Samagi Spice Exports (Pvt) Ltd owns and operates ten collection centres for Pure Ceylon Cinnamon. Fresh cinnamon barks are collected daily in these seven centres and transported to the processing facilities. The unloaded cinnamon barks are firstly taken through the initial sorting process, to separate the wet barks from the already dry barks. Cinnamon can only be processed if 100% dry and therefore ensuring each bark is fit for packing is the first essential step of the manufacturing process.
The dry barks peeled to remove knots and then scraped to a smooth texture by experts, taking care to preserve the original quality. Cinnamon quills are manufactured by rolling the barks into a cigar-shaped quill. This is a manual process that has been mastered through centuries and is nothing short of amazing. It requires an immaculate technique and handicraft skills.
The assorted quills are then taken directly to one of the seven Sulphur Rooms. The Sulphur Rooms are where the dry cinnamon quills are processed using Sulphur Dioxide (SO2); an agent that helps in the fumigation process of cinnamon. SO2 use in the cinnamon industry is a centuries-old practice and is still widely in use in the manufacturing processes. The SO2 fumigation process locks in the hygienic quality of the cinnamon.
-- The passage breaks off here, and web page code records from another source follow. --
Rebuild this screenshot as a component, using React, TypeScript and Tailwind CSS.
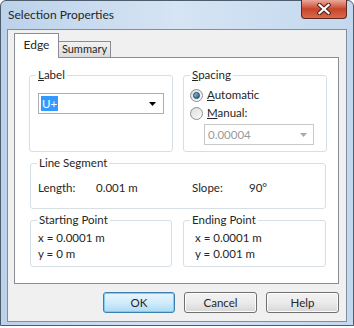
const font = { fontFamily: 'Lato, "Segoe UI", "Noto Sans", sans-serif' };

function GroupBox({
  title,
  className,
  children,
}: {
  title: React.ReactNode;
  className?: string;
  children?: React.ReactNode;
}) {
  return (
    <div className={"relative rounded-[3px] border border-[#d5dfe5] " + (className ?? "")}>
      <span className="absolute -top-[9px] left-[6px] bg-white px-[2px] leading-[16px]">
        {title}
      </span>
      {children}
    </div>
  );
}

function Radio({ checked, children }: { checked?: boolean; children: React.ReactNode }) {
  return (
    <div className="flex h-[18px] items-center gap-[4px]">
      <span className="flex h-[13px] w-[13px] items-center justify-center rounded-full border border-[#8e8f8f] bg-gradient-to-br from-[#dcdcdc] to-[#fbfbfb]">
        {checked && (
          <span className="h-[7px] w-[7px] rounded-full border border-[#1c3f5c] bg-gradient-to-br from-[#8fd0f3] to-[#1c5a86]" />
        )}
      </span>
      <span className="leading-[16px]">{children}</span>
    </div>
  );
}

function Arrow({ color }: { color: string }) {
  return (
    <svg width="7" height="4" viewBox="0 0 7 4">
      <path d="M0 0h7L3.5 4z" fill={color} />
    </svg>
  );
}

function Button({ children, primary }: { children: React.ReactNode; primary?: boolean }) {
  return (
    <div
      className={
        "flex h-[21px] items-center justify-center rounded-[3px] border " +
        (primary
          ? "w-[72px] border-[#3c7fb1] bg-gradient-to-b from-[#e8f6fd] via-[#d2ecfb] to-[#a9dbf6] shadow-[inset_0_0_0_1px_#7ecdf3]"
          : "w-[73px] border-[#707070] bg-gradient-to-b from-[#f2f2f2] via-[#ebebeb] to-[#d6d6d6] shadow-[inset_0_0_0_1px_#fcfcfc]")
      }
    >
      {children}
    </div>
  );
}

export default function App() {
  return (
    <div className="h-[328px] w-[354px] bg-white text-[11.5px] text-[#262626]" style={font}>
      <div className="flex h-[326px] flex-col rounded-t-[6px] border border-[#4d5d6d] bg-gradient-to-r from-[#bcd2ea] via-[#d6e4f4] to-[#c3d8ee] px-[6px] pb-[3px]">
        {/* title bar */}
        <div className="flex h-[28px] items-start justify-between">
          <span className="mt-[5px] pl-[1px] text-[12px] leading-[18px]">Selection Properties</span>
          <div className="-mt-[1px] flex h-[19px] w-[46px] items-center justify-center rounded-b-[4px] border border-t-0 border-[#5c2a22] bg-gradient-to-b from-[#e9a899] via-[#c7442a] to-[#d9694c]">
            <svg width="14" height="12" viewBox="0 0 14 12">
              <path d="M2.5 2l9 8M11.5 2l-9 8" stroke="#4a1a12" strokeWidth="4.2" strokeLinecap="square" />
              <path d="M2.5 2l9 8M11.5 2l-9 8" stroke="#ffffff" strokeWidth="2.3" strokeLinecap="square" />
            </svg>
          </div>
        </div>

        {/* client area */}
        <div className="flex flex-1 flex-col border border-[#7f8fa0] bg-[#f0f0f0] pl-[6px] pt-[3px]">
          <div className="relative z-10 flex h-[24px] items-end">
            <div className="-mb-[1px] flex h-[25px] w-[45px] items-center justify-center border border-b-0 border-[#898c95] bg-white pb-[2px] text-[12px]">
              Edge
            </div>
            <div className="flex h-[16px] w-[52px] items-center justify-center border border-b-0 border-l-0 border-[#898c95] bg-gradient-to-b from-[#f2f2f2] to-[#dcdcdc] text-[11px]">
              Summary
            </div>
          </div>

          <div className="h-[227px] w-[325px] border border-[#898c95] bg-white pl-[14px] pt-[17px]">
            <div className="flex gap-[10px]">
              <GroupBox
                title={
                  <>
                    <u>L</u>abel
                  </>
                }
                className="h-[77px] w-[144px] pl-[8px] pt-[17px]"
              >
                <div className="flex h-[21px] w-[126px] items-center justify-between border border-[#abadb3] pl-[2px] pr-[7px]">
                  <span className="bg-[#3399ff] px-[1px] leading-[15px] text-white">U+</span>
                  <Arrow color="#000" />
                </div>
              </GroupBox>
              <GroupBox
                title={
                  <>
                    <u>S</u>pacing
                  </>
                }
                className="h-[77px] w-[144px] pl-[6px] pt-[10px]"
              >
                <Radio checked>
                  <u>A</u>utomatic
                </Radio>
                <Radio>
                  <u>M</u>anual:
                </Radio>
                <div className="ml-[14px] mt-[2px] flex h-[21px] w-[110px] items-center justify-between border border-[#c9c9c9] pl-[3px] pr-[6px] text-[#9a9a9a]">
                  <span>0.00004</span>
                  <Arrow color="#a8a8a8" />
                </div>
              </GroupBox>
            </div>

            <GroupBox title="Line Segment" className="ml-[1px] mt-[11px] h-[46px] w-[296px] pt-[16px]">
              <div className="flex leading-[16px]">
                <span className="ml-[7px] w-[58px]">Length:</span>
                <span className="w-[96px]">0.001 m</span>
                <span className="w-[57px]">Slope:</span>
                <span>90°</span>
              </div>
            </GroupBox>

            <div className="ml-[1px] mt-[11px] flex gap-[11px]">
              <GroupBox title="Starting Point" className="h-[47px] w-[142px] pl-[7px] pt-[9px] leading-[16px]">
                <div>x = 0.0001 m</div>
                <div>y = 0 m</div>
              </GroupBox>
              <GroupBox title="Ending Point" className="h-[47px] w-[143px] pl-[11px] pt-[9px] leading-[16px]">
                <div>x = 0.0001 m</div>
                <div>y = 0.001 m</div>
              </GroupBox>
            </div>
          </div>

          <div className="mt-[8px] flex w-[325px] justify-end gap-[9px]">
            <Button primary>OK</Button>
            <Button>Cancel</Button>
            <Button>Help</Button>
          </div>
        </div>
      </div>
    </div>
  );
}
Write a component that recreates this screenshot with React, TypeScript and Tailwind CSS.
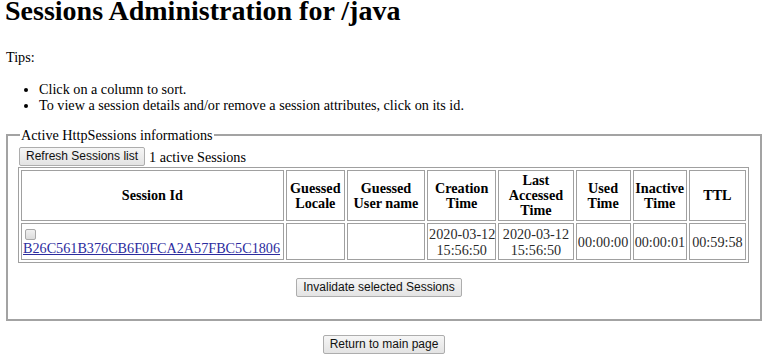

It is an agent that prevents excessive browning of the quill and helps to maintain the significant pale, golden-brown hue of Pure Ceylon Cinnamon. SO2 also acts as a preservative during the fumigation process.
The European Union has accepted the use of Sulphur Dioxide which was approved in 2011 after the requests made to the World Trade Organisation in Geneva. It has approved maximum level of use of 150 mg/kg for sulphites (including Sulphur Dioxide) in Food Category 12.2.1 “Herbs and Spices.”
While the dry barks go straight to the Sulphur Rooms, the wet bark remains to be dried. With the adoption of new technology a crucial tool used in this process is the Moisture Meters which can detect the level of moisture in the quills. Depending on the levels of moisture retained in the barks, the storing and drying time will range from 2-6 days.
The bark fumigating in the Sulphur rooms are sorted daily by experts of the cinnamon grading profession. Each quill is inspected and then sorted into different grades, The H2 grade (comprises of the sorted thicker barks rolled into quills and has a good demand due to its quality) and C4 grade (this grade has a higher demand because it has a smooth texture, exquisite aroma and it is the best quality, pale golden brown tinge with a sweet taste). All the quills are graded according to the requirements of different local and international buyers.
The packaging process of the cinnamon quills is divided into two separate sections; the baking section and the cutting section. In the cutting section is where the cinnamon quills are cut into different lengths ready for packaging. The majority of these are smaller quantity packaging both for local and international buyers. Six cutting machines cut the cinnamon quills into different lengths; 21 inches, 5 inches, 3 inches and 18 cm, 13 cm, 8 cm and 5 cm. These are then sent for cellophane wrapping in different quantities again as specifically requested by the buyers. The 21 inch is export quality and packed in export boxes.
The baling section of the manufacturing process sorts the long quills into different grades and bundles or rolls then into bales. Bringing these bales to exporting standards takes more effort than this. The packaging consists of three steps; first wrapped in polythene, then in jute gunny bags. They are finally sewn with caps on either side of the bale.